Asset Allocation: The Basics
There are two basic buckets you can place your retirement money: growth or safety. Growth generally means investing in in more speculative asset classes such as common stocks or stock mutual funds. These are risky in that, over time, they can grow, but they occasionally tank for a substantial period.
Safety generally means investment in more stable assets that are less volatile like bonds, treasuries, or money markets. In the case of U.S. Treasuries, your money is 100% safe (but could be susceptible to inflation devaluation).
Living a long life is a good thing. To finance it you will want to grow your IRA continuously. This becomes even more important after you retire, when you’re no longer earning a salary and depositing to your IRA – the growth now has to come 100% organically from the investments.
Unless you just fell off the cabbage truck, you realize there are inherent risks to the stock market. You probably witnessed the drop in value of your IRA in 2008 caused by the great recession. That nasty bubble pop took 6 years to get back to its original valuation.
So, why not put it all in safety and avoid another 2008. Well, this particular year, 2017, safe investment in treasuries and CDs are yielding only 2.5%, in contrast to the S&P 500 index fund which is running at 16%. That means on each $100,000 investment, The S&P 500 index fund earned $13,500 more a year – difficult to ignore.
The answer is you need a portion of your portfolio to be in growth and another portion to be in safety. If the stock market tanks again, you’ll have a substantial portion of your portfolio protected.
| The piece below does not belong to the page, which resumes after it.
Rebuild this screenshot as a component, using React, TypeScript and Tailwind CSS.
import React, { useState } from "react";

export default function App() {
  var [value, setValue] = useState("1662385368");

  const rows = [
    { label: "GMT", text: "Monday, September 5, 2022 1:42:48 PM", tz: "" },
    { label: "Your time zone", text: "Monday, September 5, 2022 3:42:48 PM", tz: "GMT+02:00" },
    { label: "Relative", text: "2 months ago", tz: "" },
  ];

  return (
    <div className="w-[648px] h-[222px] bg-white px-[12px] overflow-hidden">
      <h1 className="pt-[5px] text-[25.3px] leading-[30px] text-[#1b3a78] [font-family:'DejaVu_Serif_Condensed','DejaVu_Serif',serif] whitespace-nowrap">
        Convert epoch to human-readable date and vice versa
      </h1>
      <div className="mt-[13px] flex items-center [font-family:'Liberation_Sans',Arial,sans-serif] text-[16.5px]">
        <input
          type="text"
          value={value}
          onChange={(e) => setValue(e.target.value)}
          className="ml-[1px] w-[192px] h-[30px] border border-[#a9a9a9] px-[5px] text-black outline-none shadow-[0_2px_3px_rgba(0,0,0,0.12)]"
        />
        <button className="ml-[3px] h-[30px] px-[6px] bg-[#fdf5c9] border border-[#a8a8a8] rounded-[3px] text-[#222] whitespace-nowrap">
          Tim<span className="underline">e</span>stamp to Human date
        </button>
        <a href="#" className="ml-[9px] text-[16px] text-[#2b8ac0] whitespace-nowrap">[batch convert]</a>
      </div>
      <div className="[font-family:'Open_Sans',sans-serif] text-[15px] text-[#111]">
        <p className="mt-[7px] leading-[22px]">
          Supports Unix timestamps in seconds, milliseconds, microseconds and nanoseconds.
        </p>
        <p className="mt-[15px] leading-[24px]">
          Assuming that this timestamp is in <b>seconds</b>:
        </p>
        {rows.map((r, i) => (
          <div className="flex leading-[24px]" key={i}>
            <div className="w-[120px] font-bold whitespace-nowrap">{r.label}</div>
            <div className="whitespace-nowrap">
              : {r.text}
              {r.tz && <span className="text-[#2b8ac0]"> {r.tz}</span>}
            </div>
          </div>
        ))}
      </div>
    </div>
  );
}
Conversely if the market continues to grow, that part of your portfolio will also grow.
The Proper Allocation
How much to allocate to the safety bucket vs the growth bucket is determined by two factors: (1) your age and (2) your risk tolerance.
Why your age? Take two extremes, the fifty-year-old and the eighty-year-old. The fifty-year-old has a good 15 years or more of earnings before retirement. He or she can sustain another stock market calamity. Conversely, the eighty-year-old may not live the six years for the market to come back.
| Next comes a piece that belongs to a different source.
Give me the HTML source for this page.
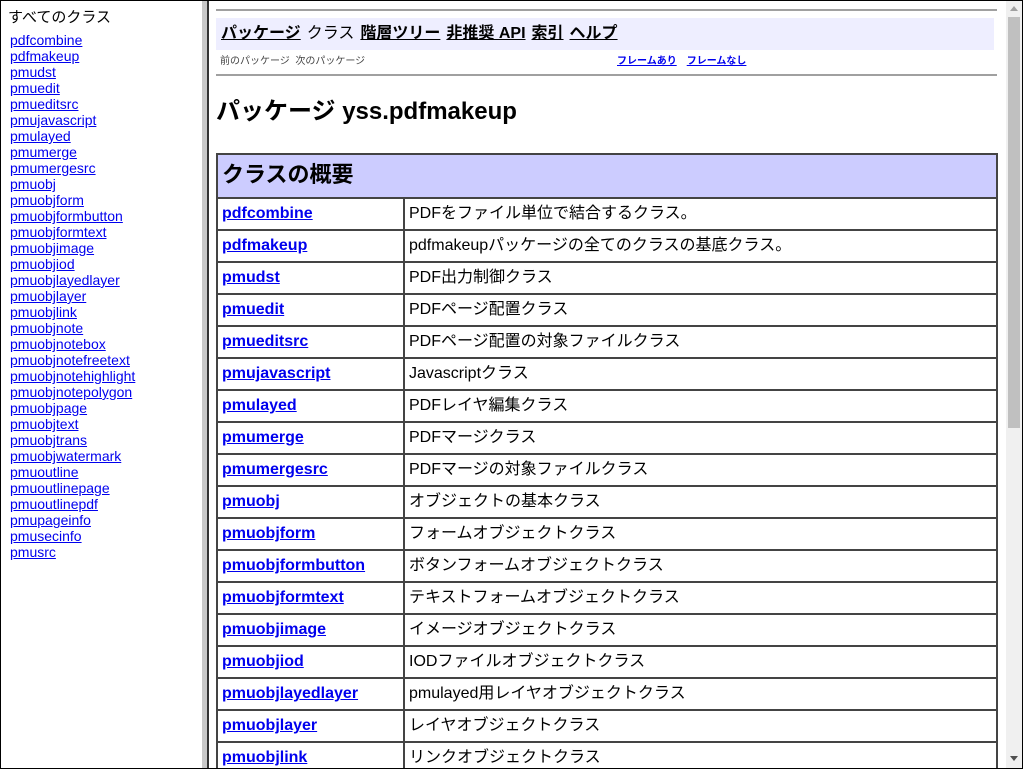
<!DOCTYPE html>
<html><head><meta charset="utf-8"><style>
*{margin:0;padding:0;box-sizing:border-box}
body{width:1023px;height:769px;overflow:hidden;background:#fff;font-family:"Liberation Sans","Noto Sans CJK JP",sans-serif;position:relative}
.frame{position:absolute;inset:0;border:1px solid #000;}
#left{position:absolute;left:1px;top:1px;width:201px;height:767px;background:#fff;overflow:hidden}
#left h2{font-size:15px;font-weight:normal;position:absolute;left:7px;top:8px;line-height:18px;color:#000}
#left ul{list-style:none;position:absolute;left:9px;top:31px}
#left li{font-size:14px;line-height:16px;height:16px}
#left a{color:#00e;text-decoration:underline}
#div1{position:absolute;left:202px;top:1px;width:5px;height:767px;background:#c8c8c8}
#div2{position:absolute;left:207px;top:1px;width:2px;height:767px;background:#333}
#right{position:absolute;left:209px;top:1px;width:797px;height:767px;overflow:hidden}
#sb{position:absolute;left:1006px;top:1px;width:16px;height:767px;background:#f0f0f0}
#thumb{position:absolute;left:2px;top:16px;width:12px;height:411px;background:#c0c0c0}
.hr{position:absolute;left:7px;width:781px;height:2px;background:#a0a0a0}
#nav{position:absolute;left:7px;top:17px;width:778px;height:32px;background:#eeeeff;font-size:16px;line-height:32px;padding-left:5px;font-weight:bold}
#nav a{color:#000;text-decoration:underline;margin-right:6px}
#nav span{font-weight:normal;margin-right:6px}
.sm{position:absolute;top:51px;font-size:10px;color:#444}
.sm a{color:#00e;font-weight:bold;margin-right:10px;text-decoration:underline}
h1{position:absolute;left:7px;top:96px;font-size:24px;font-weight:bold;line-height:30px}
table{position:absolute;left:7px;top:152px;width:782px;border-collapse:collapse;border:2px solid #444}
td,th{border:2px solid #444;height:32px;font-size:16px;line-height:18px;padding:0 4px;text-align:left;vertical-align:middle}
th{background:#ccccff;height:44px;font-size:22px;line-height:26px;font-weight:bold;padding:0 0 2px 4px}
td.c1{width:187px;font-weight:bold}
td.c1 a{color:#00e;text-decoration:underline}
</style></head><body>
<div id="left">
<h2>すべてのクラス</h2>
<ul>
<li><a>pdfcombine</a></li><li><a>pdfmakeup</a></li><li><a>pmudst</a></li><li><a>pmuedit</a></li><li><a>pmueditsrc</a></li><li><a>pmujavascript</a></li><li><a>pmulayed</a></li><li><a>pmumerge</a></li><li><a>pmumergesrc</a></li><li><a>pmuobj</a></li><li><a>pmuobjform</a></li><li><a>pmuobjformbutton</a></li><li><a>pmuobjformtext</a></li><li><a>pmuobjimage</a></li><li><a>pmuobjiod</a></li><li><a>pmuobjlayedlayer</a></li><li><a>pmuobjlayer</a></li><li><a>pmuobjlink</a></li><li><a>pmuobjnote</a></li><li><a>pmuobjnotebox</a></li><li><a>pmuobjnotefreetext</a></li><li><a>pmuobjnotehighlight</a></li><li><a>pmuobjnotepolygon</a></li><li><a>pmuobjpage</a></li><li><a>pmuobjtext</a></li><li><a>pmuobjtrans</a></li><li><a>pmuobjwatermark</a></li><li><a>pmuoutline</a></li><li><a>pmuoutlinepage</a></li><li><a>pmuoutlinepdf</a></li><li><a>pmupageinfo</a></li><li><a>pmusecinfo</a></li><li><a>pmusrc</a></li>
</ul></div>
<div id="div1"></div><div id="div2"></div>
<div id="right">
<div class="hr" style="top:8px"></div>
<div id="nav"><a>パッケージ</a><span>クラス</span><a>階層ツリー</a><a>非推奨 API</a><a>索引</a><a>ヘルプ</a></div>
<div class="sm" style="left:11px">前のパッケージ&nbsp;&nbsp;次のパッケージ</div>
<div class="sm" style="left:408px"><a>フレームあり</a><a>フレームなし</a></div>
<div class="hr" style="top:73px"></div>
<h1>パッケージ yss.pdfmakeup</h1>
<table>
<tr><th colspan="2">クラスの概要</th></tr>
<tr><td class="c1"><a>pdfcombine</a></td><td>PDFをファイル単位で結合するクラス。</td></tr>
<tr><td class="c1"><a>pdfmakeup</a></td><td>pdfmakeupパッケージの全てのクラスの基底クラス。</td></tr>
<tr><td class="c1"><a>pmudst</a></td><td>PDF出力制御クラス</td></tr>
<tr><td class="c1"><a>pmuedit</a></td><td>PDFページ配置クラス</td></tr>
<tr><td class="c1"><a>pmueditsrc</a></td><td>PDFページ配置の対象ファイルクラス</td></tr>
<tr><td class="c1"><a>pmujavascript</a></td><td>Javascriptクラス</td></tr>
<tr><td class="c1"><a>pmulayed</a></td><td>PDFレイヤ編集クラス</td></tr>
<tr><td class="c1"><a>pmumerge</a></td><td>PDFマージクラス</td></tr>
<tr><td class="c1"><a>pmumergesrc</a></td><td>PDFマージの対象ファイルクラス</td></tr>
<tr><td class="c1"><a>pmuobj</a></td><td>オブジェクトの基本クラス</td></tr>
<tr><td class="c1"><a>pmuobjform</a></td><td>フォームオブジェクトクラス</td></tr>
<tr><td class="c1"><a>pmuobjformbutton</a></td><td>ボタンフォームオブジェクトクラス</td></tr>
<tr><td class="c1"><a>pmuobjformtext</a></td><td>テキストフォームオブジェクトクラス</td></tr>
<tr><td class="c1"><a>pmuobjimage</a></td><td>イメージオブジェクトクラス</td></tr>
<tr><td class="c1"><a>pmuobjiod</a></td><td>IODファイルオブジェクトクラス</td></tr>
<tr><td class="c1"><a>pmuobjlayedlayer</a></td><td>pmulayed用レイヤオブジェクトクラス</td></tr>
<tr><td class="c1"><a>pmuobjlayer</a></td><td>レイヤオブジェクトクラス</td></tr>
<tr><td class="c1"><a>pmuobjlink</a></td><td>リンクオブジェクトクラス</td></tr>
<tr><td class="c1"><a>pmuobjnote</a></td><td>注釈オブジェクトクラス</td></tr>
</table>
</div>
<div id="sb"><div id="thumb"></div>
<svg style="position:absolute;left:4px;top:5px" width="8" height="5"><path d="M0 5L4 0L8 5Z" fill="#a0a0a0"/></svg>
<svg style="position:absolute;left:4px;top:755px" width="8" height="5"><path d="M0 0L4 5L8 0Z" fill="#505050"/></svg>
</div>
<div class="frame"></div>
</body></html>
Risk tolerance varies from person to person. Some are queasy and anxious when the market dips, they get beside themselves. Others want to bet big for a bigger return, albeit also willing to take a bigger loss.
A Simple Formula
For those of you with low tolerance for risk, use 100 less your age to determine the portion of your portfolio to allocate to growth (and therefore more risky).
For those of you with high tolerance for risk, use 120 less your age to determine the portion of your portfolio to allocate to growth.
So, the example of a sixty-year-old would be:
Low risk = 100 -60 = 40% allocated to growth (therefore 60% would be safe)
High risk: 120 – 60 = 60% allocated to growth (therefore 40% would be safe)
Another example of a seventy-five-year-old would be:
Low risk = 100 -75 = 25% allocated to growth (therefore 60% would be safe)
High risk: 120 – 75= 45% allocated to growth (therefore 40% would be safe)
Rebalance
O.K., so you set up your IRA with the proper asset allocation for your age and risk tolerance, do you now just ignore it? No, the magic lies in the rebalancing after the situation changes.
Let’s take the year 2016 as a low risk tolerant fifty-year-old, if you had a total of $200,000 in your portfolio, you would place $100,000 (50%) in stock funds, and $100,000 (the other 50%) in something safe like treasuries or bonds. That’s what it looks like on January 1, but one year later, the picture has changed, that stock fund went up 18%.
So, now the picture looks like this:
Growth: $118,000 — now 54% of the portfolio
Safety: $102,500 — now 46% of the portfolio
If you do nothing, you’re over exposed in stocks (54% when it should be 50%) and now need to take some chips off the table and place into safety.
So, to properly rebalance, you would sell off $7,750 of your growth bucket and place into it into the safety bucket to make them again 50% / 50%.
“Buy Low, Sell High”Â
Here’s the magic: buy low, sell high.
Stocks don’t go up forever, eventually they top off and decline, but even the most prescient soothsayer cannot predict the exact top, so what you’re doing is moving money away from high risk to protection. You’re selling high!
If the reverse occurred, and stocks declined by 18%, you would actually sell the roughly $7,750 in bonds and buy more stocks. You’re buying low!
Conclusion
The world is fraught with risk, think Donald Trump and Kim Jong-Un, a lot of things are out of your control, so you need an investment strategy that meets your risk tolerance and takes into account how many years you’ll have on this planet. Allocate properly and rebalance once per year and you won’t go too far wrong. In a future post we’ll address a formula for withdrawals so you can enjoy your retirement and not run out of money.